## Records for the task
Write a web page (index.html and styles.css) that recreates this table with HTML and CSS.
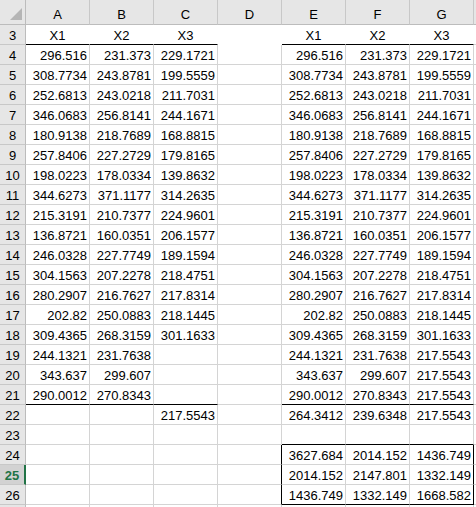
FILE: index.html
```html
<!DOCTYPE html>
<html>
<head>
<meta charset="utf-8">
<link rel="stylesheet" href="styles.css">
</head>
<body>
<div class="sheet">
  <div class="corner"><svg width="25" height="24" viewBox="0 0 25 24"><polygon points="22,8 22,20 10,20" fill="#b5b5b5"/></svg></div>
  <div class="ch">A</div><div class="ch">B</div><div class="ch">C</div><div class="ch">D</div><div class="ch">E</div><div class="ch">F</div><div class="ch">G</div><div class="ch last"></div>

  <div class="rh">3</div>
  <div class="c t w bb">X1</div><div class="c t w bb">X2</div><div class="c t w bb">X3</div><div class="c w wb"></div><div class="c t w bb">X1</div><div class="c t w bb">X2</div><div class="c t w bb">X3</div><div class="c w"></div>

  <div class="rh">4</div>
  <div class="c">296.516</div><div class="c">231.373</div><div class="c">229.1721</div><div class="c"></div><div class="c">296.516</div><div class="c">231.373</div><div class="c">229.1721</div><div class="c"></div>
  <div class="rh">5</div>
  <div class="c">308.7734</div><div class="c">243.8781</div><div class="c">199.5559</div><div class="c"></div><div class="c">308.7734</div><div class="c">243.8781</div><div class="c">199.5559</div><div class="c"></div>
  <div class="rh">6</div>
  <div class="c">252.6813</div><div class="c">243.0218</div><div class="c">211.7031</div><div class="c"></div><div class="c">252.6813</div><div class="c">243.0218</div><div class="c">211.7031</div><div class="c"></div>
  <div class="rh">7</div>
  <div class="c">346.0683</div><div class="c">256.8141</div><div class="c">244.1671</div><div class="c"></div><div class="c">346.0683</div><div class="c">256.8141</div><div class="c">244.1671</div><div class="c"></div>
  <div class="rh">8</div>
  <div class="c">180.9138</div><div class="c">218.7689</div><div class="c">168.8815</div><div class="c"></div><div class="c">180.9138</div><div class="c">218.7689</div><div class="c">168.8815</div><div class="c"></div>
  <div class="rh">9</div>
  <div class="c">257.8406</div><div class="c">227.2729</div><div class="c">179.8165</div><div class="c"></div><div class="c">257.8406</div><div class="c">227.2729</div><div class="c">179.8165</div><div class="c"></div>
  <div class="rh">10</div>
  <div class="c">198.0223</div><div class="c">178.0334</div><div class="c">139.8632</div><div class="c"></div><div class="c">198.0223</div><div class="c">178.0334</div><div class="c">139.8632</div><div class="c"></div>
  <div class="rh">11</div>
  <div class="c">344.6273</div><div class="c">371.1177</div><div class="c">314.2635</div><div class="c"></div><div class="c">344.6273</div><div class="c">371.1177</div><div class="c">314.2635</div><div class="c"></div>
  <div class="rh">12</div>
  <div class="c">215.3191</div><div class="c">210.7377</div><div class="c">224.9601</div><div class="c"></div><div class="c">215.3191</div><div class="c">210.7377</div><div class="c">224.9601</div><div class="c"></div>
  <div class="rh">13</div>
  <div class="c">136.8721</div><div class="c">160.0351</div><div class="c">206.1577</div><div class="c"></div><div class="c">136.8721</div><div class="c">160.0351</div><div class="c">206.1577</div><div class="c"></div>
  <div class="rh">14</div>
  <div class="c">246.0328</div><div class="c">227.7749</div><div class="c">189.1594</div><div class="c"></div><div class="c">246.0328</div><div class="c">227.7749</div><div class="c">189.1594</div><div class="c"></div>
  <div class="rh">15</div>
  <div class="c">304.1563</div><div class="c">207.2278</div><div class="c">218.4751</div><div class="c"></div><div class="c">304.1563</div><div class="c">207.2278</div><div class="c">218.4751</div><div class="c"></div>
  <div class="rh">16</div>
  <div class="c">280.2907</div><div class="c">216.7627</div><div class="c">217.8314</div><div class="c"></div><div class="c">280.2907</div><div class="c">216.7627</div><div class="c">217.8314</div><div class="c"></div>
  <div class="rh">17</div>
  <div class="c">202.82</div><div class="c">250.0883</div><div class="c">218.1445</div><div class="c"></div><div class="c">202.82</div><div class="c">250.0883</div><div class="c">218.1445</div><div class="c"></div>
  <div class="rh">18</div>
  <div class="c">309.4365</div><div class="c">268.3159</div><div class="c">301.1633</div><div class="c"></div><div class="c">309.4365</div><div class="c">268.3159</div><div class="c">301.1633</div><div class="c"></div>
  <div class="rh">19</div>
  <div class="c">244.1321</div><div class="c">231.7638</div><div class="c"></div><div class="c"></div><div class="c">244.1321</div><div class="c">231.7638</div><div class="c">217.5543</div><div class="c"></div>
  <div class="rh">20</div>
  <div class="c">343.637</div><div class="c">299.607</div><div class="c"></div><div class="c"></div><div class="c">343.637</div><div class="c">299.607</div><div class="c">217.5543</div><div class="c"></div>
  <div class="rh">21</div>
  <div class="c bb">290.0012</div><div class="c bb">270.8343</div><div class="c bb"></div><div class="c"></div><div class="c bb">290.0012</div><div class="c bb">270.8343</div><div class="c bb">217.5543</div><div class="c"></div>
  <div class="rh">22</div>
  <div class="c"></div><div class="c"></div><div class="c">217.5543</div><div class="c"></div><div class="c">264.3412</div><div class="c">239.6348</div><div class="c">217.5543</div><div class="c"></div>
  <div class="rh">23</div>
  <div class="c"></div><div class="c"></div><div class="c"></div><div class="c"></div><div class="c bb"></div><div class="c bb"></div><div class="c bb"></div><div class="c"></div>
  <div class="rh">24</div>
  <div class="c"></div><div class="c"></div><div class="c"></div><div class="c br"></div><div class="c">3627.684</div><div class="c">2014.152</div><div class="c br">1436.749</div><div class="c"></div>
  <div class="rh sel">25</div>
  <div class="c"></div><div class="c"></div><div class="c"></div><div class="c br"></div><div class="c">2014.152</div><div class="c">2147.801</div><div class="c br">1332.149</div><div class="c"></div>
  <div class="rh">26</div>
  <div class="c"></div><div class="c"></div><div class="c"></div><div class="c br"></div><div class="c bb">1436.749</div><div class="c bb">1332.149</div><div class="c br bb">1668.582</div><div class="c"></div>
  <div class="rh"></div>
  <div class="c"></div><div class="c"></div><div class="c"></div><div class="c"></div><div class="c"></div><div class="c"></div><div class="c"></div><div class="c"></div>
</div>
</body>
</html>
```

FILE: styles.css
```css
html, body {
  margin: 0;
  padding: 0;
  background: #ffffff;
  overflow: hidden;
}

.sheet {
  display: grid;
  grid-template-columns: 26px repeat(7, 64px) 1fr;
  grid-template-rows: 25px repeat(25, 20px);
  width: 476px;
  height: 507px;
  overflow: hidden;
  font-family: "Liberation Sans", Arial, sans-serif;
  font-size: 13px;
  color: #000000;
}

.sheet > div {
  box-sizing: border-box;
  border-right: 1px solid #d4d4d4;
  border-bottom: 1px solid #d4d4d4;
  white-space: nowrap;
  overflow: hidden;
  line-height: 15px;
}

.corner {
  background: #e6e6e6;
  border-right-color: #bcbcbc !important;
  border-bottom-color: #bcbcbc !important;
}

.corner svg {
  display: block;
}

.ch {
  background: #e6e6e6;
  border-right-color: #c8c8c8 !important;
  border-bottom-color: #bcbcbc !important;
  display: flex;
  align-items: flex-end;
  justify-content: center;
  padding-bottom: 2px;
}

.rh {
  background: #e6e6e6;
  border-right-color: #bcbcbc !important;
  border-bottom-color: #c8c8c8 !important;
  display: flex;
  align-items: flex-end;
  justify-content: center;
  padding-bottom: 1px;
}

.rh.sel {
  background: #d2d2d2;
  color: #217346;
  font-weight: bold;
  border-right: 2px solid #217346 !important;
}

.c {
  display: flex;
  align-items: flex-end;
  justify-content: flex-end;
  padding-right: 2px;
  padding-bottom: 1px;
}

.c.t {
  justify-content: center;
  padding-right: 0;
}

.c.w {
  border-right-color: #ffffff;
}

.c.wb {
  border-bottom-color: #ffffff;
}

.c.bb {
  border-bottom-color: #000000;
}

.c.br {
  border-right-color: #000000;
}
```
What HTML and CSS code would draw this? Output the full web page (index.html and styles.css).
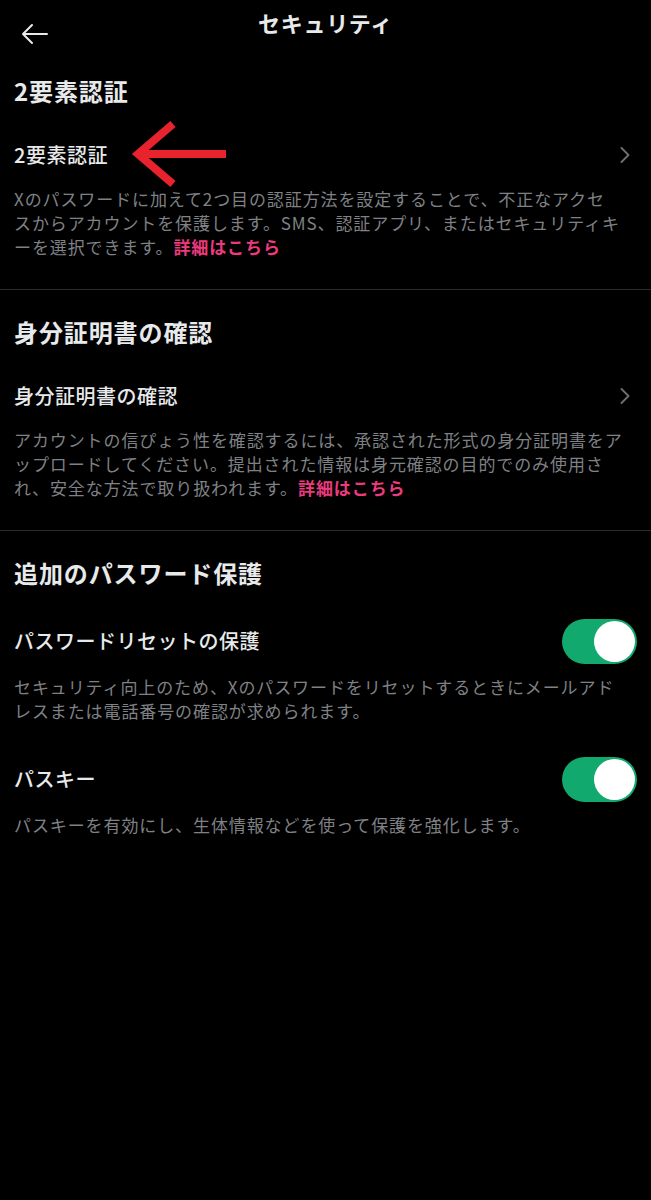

## Given exercise
Search the entries for the word "this", then list each line that holds it.

## Exercise result
Write a web page (index.html and styles.css) that recreates this table with HTML and CSS.
What HTML and CSS code would draw this? Output the full web page (index.html and styles.css).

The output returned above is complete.